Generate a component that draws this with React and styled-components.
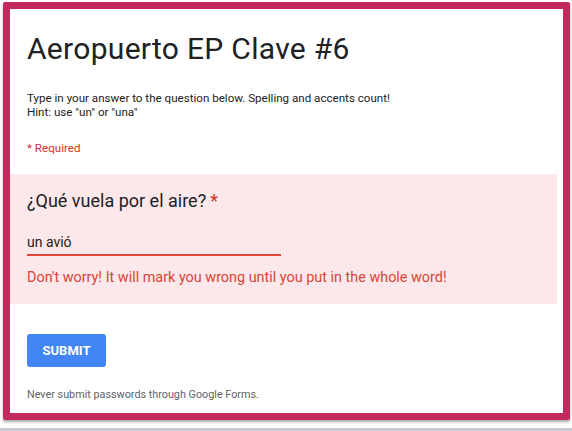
import React from "react";
import styled, { createGlobalStyle } from "styled-components";

const Global = createGlobalStyle`
  body {
    margin: 0;
    background: #ffffff;
    font-family: Roboto, "Liberation Sans", Arial, sans-serif;
  }
`;

const Page = styled.div`
  width: 572px;
  height: 431px;
  display: flex;
  flex-direction: column;
  box-sizing: border-box;
  padding: 2px 2px 0 3px;
`;

const Frame = styled.div`
  box-sizing: border-box;
  width: 567px;
  height: 418px;
  border: 7px solid #c3295b;
  border-radius: 2px;
  box-shadow: 0 2px 3px rgba(0, 0, 0, 0.35);
  background: #fff;
  display: flex;
  flex-direction: column;
`;

const Strip = styled.div`
  margin-top: auto;
  margin-left: -3px;
  margin-right: -2px;
  height: 3px;
  background: #c9c9d1;
`;

const Head = styled.div`
  padding: 22px 16px 0 17px;
`;

const Title = styled.h1`
  margin: 0;
  font-size: 30px;
  line-height: 36px;
  letter-spacing: 0.3px;
  font-weight: 400;
  color: #202124;
`;

const Desc = styled.p`
  margin: 24px 0 0;
  font-size: 11.6px;
  line-height: 14px;
  color: #202124;
`;

const Required = styled.div`
  margin-top: 22px;
  font-size: 11.6px;
  line-height: 14px;
  color: #d93025;
`;

const Question = styled.div`
  margin: 19px 6px 0 0;
  background: #fce8ea;
  padding: 15px 16px 16px 17px;
`;

const QTitle = styled.div`
  font-size: 18px;
  line-height: 24px;
  color: #202124;
`;

const Star = styled.span`
  color: #d93025;
  margin-left: 4px;
`;

const Answer = styled.div`
  margin-top: 19px;
  width: 254px;
  font-size: 14px;
  line-height: 20px;
  padding-bottom: 2px;
  border-bottom: 2px solid #e0443b;
  color: #202124;
`;

const Error = styled.div`
  margin-top: 12px;
  font-size: 14.4px;
  line-height: 20px;
  color: #db4437;
`;

const Foot = styled.div`
  padding: 30px 16px 0 17px;
`;

const Submit = styled.button`
  width: 79px;
  height: 33px;
  border: none;
  border-radius: 3px;
  background: #4285f4;
  color: #fff;
  font-family: Roboto, "Liberation Sans", Arial, sans-serif;
  font-size: 13px;
  font-weight: 700;
  padding: 0;
`;

const Note = styled.div`
  margin-top: 21px;
  font-size: 10.8px;
  line-height: 13px;
  color: #5f6368;
`;

export default function App() {
  return (
    <Page>
      <Global />
      <Frame>
        <Head>
          <Title>Aeropuerto EP Clave #6</Title>
          <Desc>
            Type in your answer to the question below. Spelling and accents count!
            <br />
            Hint: use "un" or "una"
          </Desc>
          <Required>* Required</Required>
        </Head>
        <Question>
          <QTitle>
            ¿Qué vuela por el aire?<Star>*</Star>
          </QTitle>
          <Answer>un avió</Answer>
          <Error>Don't worry! It will mark you wrong until you put in the whole word!</Error>
        </Question>
        <Foot>
          <Submit>SUBMIT</Submit>
          <Note>Never submit passwords through Google Forms.</Note>
        </Foot>
      </Frame>
      <Strip />
    </Page>
  );
}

## Set task
Leave out the pictures and transcribe everything else exactly.

## Solution to this exercise
Generate a component that draws this with React and styled-components.
import React from "react";
import styled, { createGlobalStyle } from "styled-components";

const Global = createGlobalStyle`
  body {
    margin: 0;
    background: #ffffff;
    font-family: Roboto, "Liberation Sans", Arial, sans-serif;
  }
`;

const Page = styled.div`
  width: 572px;
  height: 431px;
  display: flex;
  flex-direction: column;
  box-sizing: border-box;
  padding: 2px 2px 0 3px;
`;

const Frame = styled.div`
  box-sizing: border-box;
  width: 567px;
  height: 418px;
  border: 7px solid #c3295b;
  border-radius: 2px;
  box-shadow: 0 2px 3px rgba(0, 0, 0, 0.35);
  background: #fff;
  display: flex;
  flex-direction: column;
`;

const Strip = styled.div`
  margin-top: auto;
  margin-left: -3px;
  margin-right: -2px;
  height: 3px;
  background: #c9c9d1;
`;

const Head = styled.div`
  padding: 22px 16px 0 17px;
`;

const Title = styled.h1`
  margin: 0;
  font-size: 30px;
  line-height: 36px;
  letter-spacing: 0.3px;
  font-weight: 400;
  color: #202124;
`;

const Desc = styled.p`
  margin: 24px 0 0;
  font-size: 11.6px;
  line-height: 14px;
  color: #202124;
`;

const Required = styled.div`
  margin-top: 22px;
  font-size: 11.6px;
  line-height: 14px;
  color: #d93025;
`;

const Question = styled.div`
  margin: 19px 6px 0 0;
  background: #fce8ea;
  padding: 15px 16px 16px 17px;
`;

const QTitle = styled.div`
  font-size: 18px;
  line-height: 24px;
  color: #202124;
`;

const Star = styled.span`
  color: #d93025;
  margin-left: 4px;
`;

const Answer = styled.div`
  margin-top: 19px;
  width: 254px;
  font-size: 14px;
  line-height: 20px;
  padding-bottom: 2px;
  border-bottom: 2px solid #e0443b;
  color: #202124;
`;

const Error = styled.div`
  margin-top: 12px;
  font-size: 14.4px;
  line-height: 20px;
  color: #db4437;
`;

const Foot = styled.div`
  padding: 30px 16px 0 17px;
`;

const Submit = styled.button`
  width: 79px;
  height: 33px;
  border: none;
  border-radius: 3px;
  background: #4285f4;
  color: #fff;
  font-family: Roboto, "Liberation Sans", Arial, sans-serif;
  font-size: 13px;
  font-weight: 700;
  padding: 0;
`;

const Note = styled.div`
  margin-top: 21px;
  font-size: 10.8px;
  line-height: 13px;
  color: #5f6368;
`;

export default function App() {
  return (
    <Page>
      <Global />
      <Frame>
        <Head>
          <Title>Aeropuerto EP Clave #6</Title>
          <Desc>
            Type in your answer to the question below. Spelling and accents count!
            <br />
            Hint: use "un" or "una"
          </Desc>
          <Required>* Required</Required>
        </Head>
        <Question>
          <QTitle>
            ¿Qué vuela por el aire?<Star>*</Star>
          </QTitle>
          <Answer>un avió</Answer>
          <Error>Don't worry! It will mark you wrong until you put in the whole word!</Error>
        </Question>
        <Foot>
          <Submit>SUBMIT</Submit>
          <Note>Never submit passwords through Google Forms.</Note>
        </Foot>
      </Frame>
      <Strip />
    </Page>
  );
}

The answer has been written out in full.